I have a unicode string in python code:
name = u'Mayte_Martín'
I would like to use it with a SPARQL query, which meant that I should encode the string using 'utf-8' and use urllib.quote_plus or requests.quote on it. However, both these quote functions behave strangely as can be seen when used with and without the 'safe' arguments.
from urllib import quote_plus
Without 'safe' argument:
quote_plus(name.encode('utf-8'))
Output: 'Mayte_Mart%C3%ADn'
With 'safe' argument:
quote_plus(name.encode('utf-8'), safe=':/')
Output:
---------------------------------------------------------------------------
UnicodeDecodeError Traceback (most recent call last)

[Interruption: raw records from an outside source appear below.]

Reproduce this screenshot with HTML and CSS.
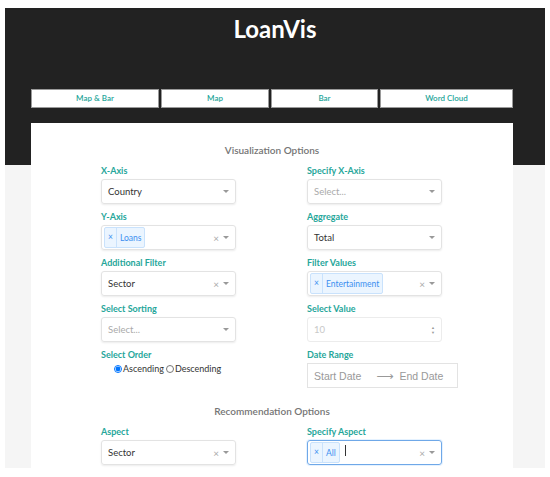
FILE: index.html
```html
<!DOCTYPE html>
<html lang="en">
<head>
    <meta charset="UTF-8">
    <title>LoanVis</title>
    <link rel="stylesheet" href="styles.css">
</head>
<body>
    <div class="page">
        <header class="top">
            <h1>LoanVis</h1>
            <nav class="tabs">
                <a class="tab tab-1">Map &amp; Bar</a>
                <a class="tab tab-2">Map</a>
                <a class="tab tab-3">Bar</a>
                <a class="tab tab-4">Word Cloud</a>
            </nav>
        </header>

        <section class="card">
            <h2>Visualization Options</h2>
            <div class="grid">
                <div class="field">
                    <label>X-Axis</label>
                    <div class="select">
                        <span class="value">Country</span>
                        <span class="arrow"></span>
                    </div>
                </div>
                <div class="field">
                    <label>Specify X-Axis</label>
                    <div class="select">
                        <span class="value placeholder">Select...</span>
                        <span class="arrow"></span>
                    </div>
                </div>

                <div class="field">
                    <label>Y-Axis</label>
                    <div class="select">
                        <span class="chip"><span class="chip-x">×</span><span class="chip-label">Loans</span></span>
                        <span class="clear">×</span>
                        <span class="arrow"></span>
                    </div>
                </div>
                <div class="field">
                    <label>Aggregate</label>
                    <div class="select">
                        <span class="value">Total</span>
                        <span class="arrow"></span>
                    </div>
                </div>

                <div class="field">
                    <label>Additional Filter</label>
                    <div class="select">
                        <span class="value">Sector</span>
                        <span class="clear">×</span>
                        <span class="arrow"></span>
                    </div>
                </div>
                <div class="field">
                    <label>Filter Values</label>
                    <div class="select">
                        <span class="chip"><span class="chip-x">×</span><span class="chip-label">Entertainment</span></span>
                        <span class="clear">×</span>
                        <span class="arrow"></span>
                    </div>
                </div>

                <div class="field">
                    <label>Select Sorting</label>
                    <div class="select">
                        <span class="value placeholder">Select...</span>
                        <span class="arrow"></span>
                    </div>
                </div>
                <div class="field">
                    <label>Select Value</label>
                    <div class="select number">
                        <span class="value disabled">10</span>
                        <span class="spin"><span>▲</span><span>▼</span></span>
                    </div>
                </div>

                <div class="field">
                    <label>Select Order</label>
                    <div class="radios">
                        <label class="radio"><input type="radio" name="order" checked> Ascending</label>
                        <label class="radio"><input type="radio" name="order"> Descending</label>
                    </div>
                </div>
                <div class="field">
                    <label>Date Range</label>
                    <div class="dates">
                        <span>Start Date</span>
                        <span class="to">⟶</span>
                        <span>End Date</span>
                    </div>
                </div>
            </div>

            <h2 class="second">Recommendation Options</h2>
            <div class="grid">
                <div class="field">
                    <label>Aspect</label>
                    <div class="select">
                        <span class="value">Sector</span>
                        <span class="clear">×</span>
                        <span class="arrow"></span>
                    </div>
                </div>
                <div class="field">
                    <label>Specify Aspect</label>
                    <div class="select focused">
                        <span class="chip"><span class="chip-x">×</span><span class="chip-label">All</span></span>
                        <span class="caret"></span>
                        <span class="clear">×</span>
                        <span class="arrow"></span>
                    </div>
                </div>
            </div>
        </section>
    </div>
</body>
</html>
```

FILE: styles.css
```css
* {
    margin: 0;
    padding: 0;
    box-sizing: border-box;
}

body {
    background: #fff;
    font-family: 'Lato', 'Liberation Sans', sans-serif;
    padding: 8px 5px 0 5px;
}

.page {
    background: #f5f5f5;
    height: 460px;
    overflow: hidden;
}

.top {
    background: #222;
    height: 157px;
    padding-top: 6px;
}

.top h1 {
    color: #fff;
    text-align: center;
    font-size: 24px;
    font-weight: 700;
    line-height: 30px;
}

.tabs {
    display: flex;
    gap: 2px;
    margin: 45px 0 0 26px;
    width: 482px;
}

.tab {
    background: #fff;
    border: 1px solid #9a9a9a;
    color: #26a69a;
    font-size: 8px;
    font-weight: 600;
    height: 19px;
    line-height: 17px;
    text-align: center;
}

.tab-1 { width: 128px; }
.tab-2 { width: 108px; }
.tab-3 { width: 107px; }
.tab-4 { width: 133px; }

.card {
    background: #fff;
    margin: -42px 0 0 26px;
    width: 482px;
    height: 400px;
    padding-top: 20px;
}

.card h2 {
    text-align: center;
    color: #757575;
    font-size: 10px;
    font-weight: 600;
    line-height: 14px;
    margin-bottom: 8px;
}

.card h2.second {
    margin-top: 9px;
    margin-bottom: 8px;
}

.grid {
    display: grid;
    grid-template-columns: 206px 206px;
    padding-left: 70px;
}

.field {
    height: 46px;
}

.field > label {
    display: block;
    color: #26a69a;
    font-size: 9px;
    font-weight: 700;
    line-height: 12px;
    margin-bottom: 2px;
}

.select {
    width: 135px;
    height: 25px;
    border: 1px solid #e3e3e3;
    border-radius: 3px;
    box-shadow: 0 1px 2px rgba(0, 0, 0, 0.08);
    display: flex;
    align-items: center;
    padding: 0 6px 0 6px;
    font-size: 9.5px;
    color: #333;
}

.select.focused {
    border-color: #6fa8e8;
    box-shadow: 0 0 0 1px rgba(0, 126, 255, 0.1);
}

.value {
    flex: 1;
}

.placeholder {
    color: #aaa;
}

.disabled {
    color: #c8c8c8;
}

.select.number {
    border-color: #ececec;
    box-shadow: none;
}

.spin {
    display: flex;
    flex-direction: column;
    font-size: 4px;
    line-height: 5px;
    color: #999;
}

.arrow {
    width: 0;
    height: 0;
    border-left: 3px solid transparent;
    border-right: 3px solid transparent;
    border-top: 3px solid #999;
    margin-left: 4px;
}

.clear {
    color: #aaa;
    font-size: 10px;
    line-height: 10px;
    margin-left: auto;
}

.chip {
    display: flex;
    align-items: center;
    height: 21px;
    background: #ebf5ff;
    border: 1px solid #c9e2fc;
    border-radius: 2px;
    color: #3b8ff0;
    font-size: 8.5px;
    margin-left: -4px;
}

.chip-x {
    padding: 0 3px 0 3px;
    border-right: 1px solid #c9e2fc;
    line-height: 19px;
}

.chip-label {
    padding: 0 3px 0 3px;
}

.caret {
    width: 1px;
    height: 11px;
    background: #333;
    margin: -4px 0 0 5px;
    align-self: center;
}

.radios {
    display: flex;
    gap: 2px;
    padding-left: 13px;
    margin-top: 1px;
}

.radio {
    display: flex;
    align-items: center;
    gap: 1px;
    font-size: 9px;
    color: #333;
}

.radio input {
    width: 8px;
    height: 8px;
    margin: 0;
}

.dates {
    width: 151px;
    height: 25px;
    border: 1px solid #e3e3e3;
    display: flex;
    align-items: center;
    padding-left: 6px;
    font-family: 'Liberation Sans', Arial, sans-serif;
    font-size: 10.5px;
    color: #999;
}

.dates .to {
    font-family: 'DejaVu Sans', sans-serif;
    margin: 0 6px 0 15px;
    font-size: 12px;
}
```
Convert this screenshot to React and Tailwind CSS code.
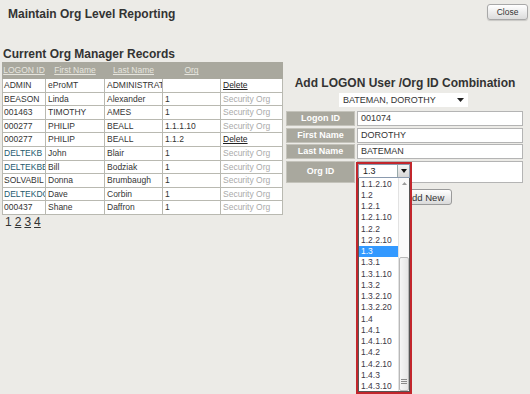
import React from "react";

const rows = [
  ["ADMIN", "eProMT", "ADMINISTRATOR", "", "Delete", false],
  ["BEASON", "Linda", "Alexander", "1", "Security Org", false],
  ["001463", "TIMOTHY", "AMES", "1", "Security Org", false],
  ["000277", "PHILIP", "BEALL", "1.1.1.10", "Security Org", false],
  ["000277", "PHILIP", "BEALL", "1.1.2", "Delete", false],
  ["DELTEKB", "John", "Blair", "1", "Security Org", true],
  ["DELTEKBE", "Bill", "Bodziak", "1", "Security Org", true],
  ["SOLVABIL", "Donna", "Brumbaugh", "1", "Security Org", false],
  ["DELTEKDC", "Dave", "Corbin", "1", "Security Org", true],
  ["000437", "Shane", "Daffron", "1", "Security Org", false],
];

const orgs = [
  "1.1.2.10", "1.2", "1.2.1", "1.2.1.10", "1.2.2", "1.2.2.10", "1.3", "1.3.1",
  "1.3.1.10", "1.3.2", "1.3.2.10", "1.3.2.20", "1.4", "1.4.1", "1.4.1.10",
  "1.4.2", "1.4.2.10", "1.4.3", "1.4.3.10",
];

function Label({ children }) {
  return (
    <div className="bg-[#a9a89e] border border-[#c4c3bb] text-white font-bold text-[9px] flex items-center justify-center leading-none">
      {children}
    </div>
  );
}

function Value({ children }) {
  return (
    <div className="bg-white border border-[#b4b4b4] text-[9px] text-[#333] flex items-center pl-[3px] leading-none">
      {children}
    </div>
  );
}

export default function App() {
  return (
    <div className="w-[530px] h-[394px] bg-[#ecebe7] relative overflow-hidden text-[#333] font-['Liberation_Sans',Arial,sans-serif]">
      <div className="flex justify-between items-start h-[40px]">
        <h1 className="pl-[8px] pt-[7px] text-[12px] leading-[14px] font-bold text-[#333]">
          Maintain Org Level Reporting
        </h1>
        <button className="mt-[4px] mr-[2px] w-[41px] h-[16px] rounded-[3px] border border-[#a8a8a8] bg-gradient-to-b from-white to-[#dcdcdc] text-[8.5px] text-[#333] leading-none shadow-[0_1px_1px_rgba(0,0,0,0.15)]">
          Close
        </button>
      </div>

      <div className="flex">
        {/* left column */}
        <div className="w-[280px] ml-[2px] pt-[7px]">
          <h2 className="pl-[1px] text-[12px] leading-[14px] font-bold text-[#333]">
            Current Org Manager Records
          </h2>
          <table className="mt-[1px] table-fixed border-collapse w-[280px] text-[8.5px] leading-none">
            <colgroup>
              <col className="w-[43px]" />
              <col className="w-[59px]" />
              <col className="w-[58px]" />
              <col className="w-[58px]" />
              <col className="w-[62px]" />
            </colgroup>
            <thead>
              <tr className="h-[16px] bg-[#a9a89e]">
                {["LOGON_ID", "First Name", "Last Name", "Org", ""].map((h, i) => (
                  <th
                    key={i}
                    className="font-normal text-[#e6e5de] underline border border-[#a9a89e] overflow-hidden whitespace-nowrap text-center px-0"
                  >
                    {h === "LOGON_ID" ? "LOGON ID" : h}
                  </th>
                ))}
              </tr>
            </thead>
            <tbody>
              {rows.map((r, i) => (
                <tr key={i} className="h-[13.6px] bg-white">
                  <td className={`border border-[#b9b9b1] pl-[1px] overflow-hidden whitespace-nowrap ${r[5] ? "text-[#245a6e]" : "text-[#333]"}`}>
                    {r[0]}
                  </td>
                  <td className="border border-[#b9b9b1] pl-[2px] overflow-hidden whitespace-nowrap">{r[1]}</td>
                  <td className="border border-[#b9b9b1] pl-[2px] overflow-hidden whitespace-nowrap">{r[2]}</td>
                  <td className="border border-[#b9b9b1] pl-[2px] overflow-hidden whitespace-nowrap">{r[3]}</td>
                  <td
                    className={`border border-[#b9b9b1] pl-[2px] overflow-hidden whitespace-nowrap ${
                      r[4] === "Delete" ? "underline text-[#222]" : "text-[#aaaaaa]"
                    }`}
                  >
                    {r[4]}
                  </td>
                </tr>
              ))}
            </tbody>
          </table>
          <div className="mt-[1px] pl-[3px] text-[12px] leading-[12px] text-[#333] flex gap-[3px]">
            <span>1</span>
            <span className="underline">2</span>
            <span className="underline">3</span>
            <span className="underline">4</span>
          </div>
        </div>

        {/* right column */}
        <div className="ml-[4px] w-[238px] pt-[36px]">
          <h2 className="text-center text-[12px] leading-[14px] font-bold text-[#333]">
            Add LOGON User /Org ID Combination
          </h2>
          <div className="mt-[3px] ml-[53px] w-[129px] h-[14px] bg-white flex items-center justify-between pl-[4px] pr-[4px] text-[9px] text-[#333] leading-none">
            <span>BATEMAN, DOROTHY</span>
            <svg width="7" height="4" viewBox="0 0 7 4">
              <path d="M0 0h7L3.5 4z" fill="#222" />
            </svg>
          </div>
          <div className="mt-[4px] grid grid-cols-[69px_166px] grid-rows-[15px_15px_15px_22px] gap-x-[2px] gap-y-[1.5px]">
            <Label>Logon ID</Label>
            <Value>001074</Value>
            <Label>First Name</Label>
            <Value>DOROTHY</Value>
            <Label>Last Name</Label>
            <Value>BATEMAN</Value>
            <Label>Org ID</Label>
            <Value>{""}</Value>
          </div>
          <div className="mt-[1px]">
            <button className="ml-[112px] w-[54px] h-[16px] rounded-[3px] border border-[#9a9a9a] bg-gradient-to-b from-white to-[#dadada] text-[9.5px] text-[#333] leading-none">
              Add New
            </button>
          </div>
        </div>
      </div>

      {/* open dropdown overlay */}
      <div className="absolute left-[356px] top-[162px] w-[56px] h-[232px] border-2 border-[#c2262c] flex flex-col bg-white">
        <div className="h-[14px] shrink-0 flex border border-[#8a9aae] bg-white">
          <div className="flex-1 pl-[4px] text-[9px] leading-[12px] text-[#222]">1.3</div>
          <div className="w-[12px] bg-gradient-to-b from-[#f4f4f4] to-[#d6d6d6] border-l border-[#9aa] flex items-center justify-center">
            <svg width="6" height="4" viewBox="0 0 6 4">
              <path d="M0 0h6L3 4z" fill="#111" />
            </svg>
          </div>
        </div>
        <div className="flex-1 flex border-x border-b border-[#555] overflow-hidden">
          <div className="w-[40px] pt-[0.5px]">
            {orgs.map((o) => (
              <div
                key={o}
                className={`h-[11.25px] pl-[2px] text-[8.5px] leading-[11.25px] whitespace-nowrap ${
                  o === "1.3" ? "bg-[#3399ff] text-white" : "text-[#3d3846]"
                }`}
              >
                {o}
              </div>
            ))}
          </div>
          <div className="flex-1 border-l border-[#e2e2e2] bg-[#fafafa] flex flex-col items-center">
            <div className="h-[10px] flex items-center justify-center">
              <svg width="5" height="3" viewBox="0 0 5 3">
                <path d="M0 3h5L2.5 0z" fill="#9a9a9a" />
              </svg>
            </div>
            <div className="mt-[69px] flex-1 w-[10px] rounded-[2px] border border-[#b8b8b8] bg-gradient-to-r from-[#f6f6f6] to-[#e6e6e6] flex flex-col justify-end items-center pb-[6px]">
              <svg width="6" height="5" viewBox="0 0 6 5">
                <path d="M0 0.5h6M0 2.5h6M0 4.5h6" stroke="#8a8a8a" strokeWidth="1" />
              </svg>
            </div>
          </div>
        </div>
      </div>
    </div>
  );
}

<ipython-input-164-556248391ee1> in <module>()
----> 1 quote_plus(v, safe=':/')
/usr/lib/python2.7/urllib.pyc in quote_plus(s, safe)
1273 s = quote(s, safe + ' ')
1274 return s.replace(' ', '+')
-> 1275 return quote(s, safe)
1276
1277 def urlencode(query, doseq=0):
/usr/lib/python2.7/urllib.pyc in quote(s, safe)
1264 safe = always_safe + safe
1265 _safe_quoters[cachekey] = (quoter, safe)
-> 1266 if not s.rstrip(safe):
1267 return s
1268 return ''.join(map(quoter, s))
UnicodeDecodeError: 'ascii' codec can't decode byte 0xc3 in position 10: ordinal not in range(128)
The problem seems to be with rstrip function. I tried to make some changes and call as...
quote_plus(name.encode('utf-8'), safe=u':/'.encode('utf-8'))
But that did not solve the issue. What could be the issue here?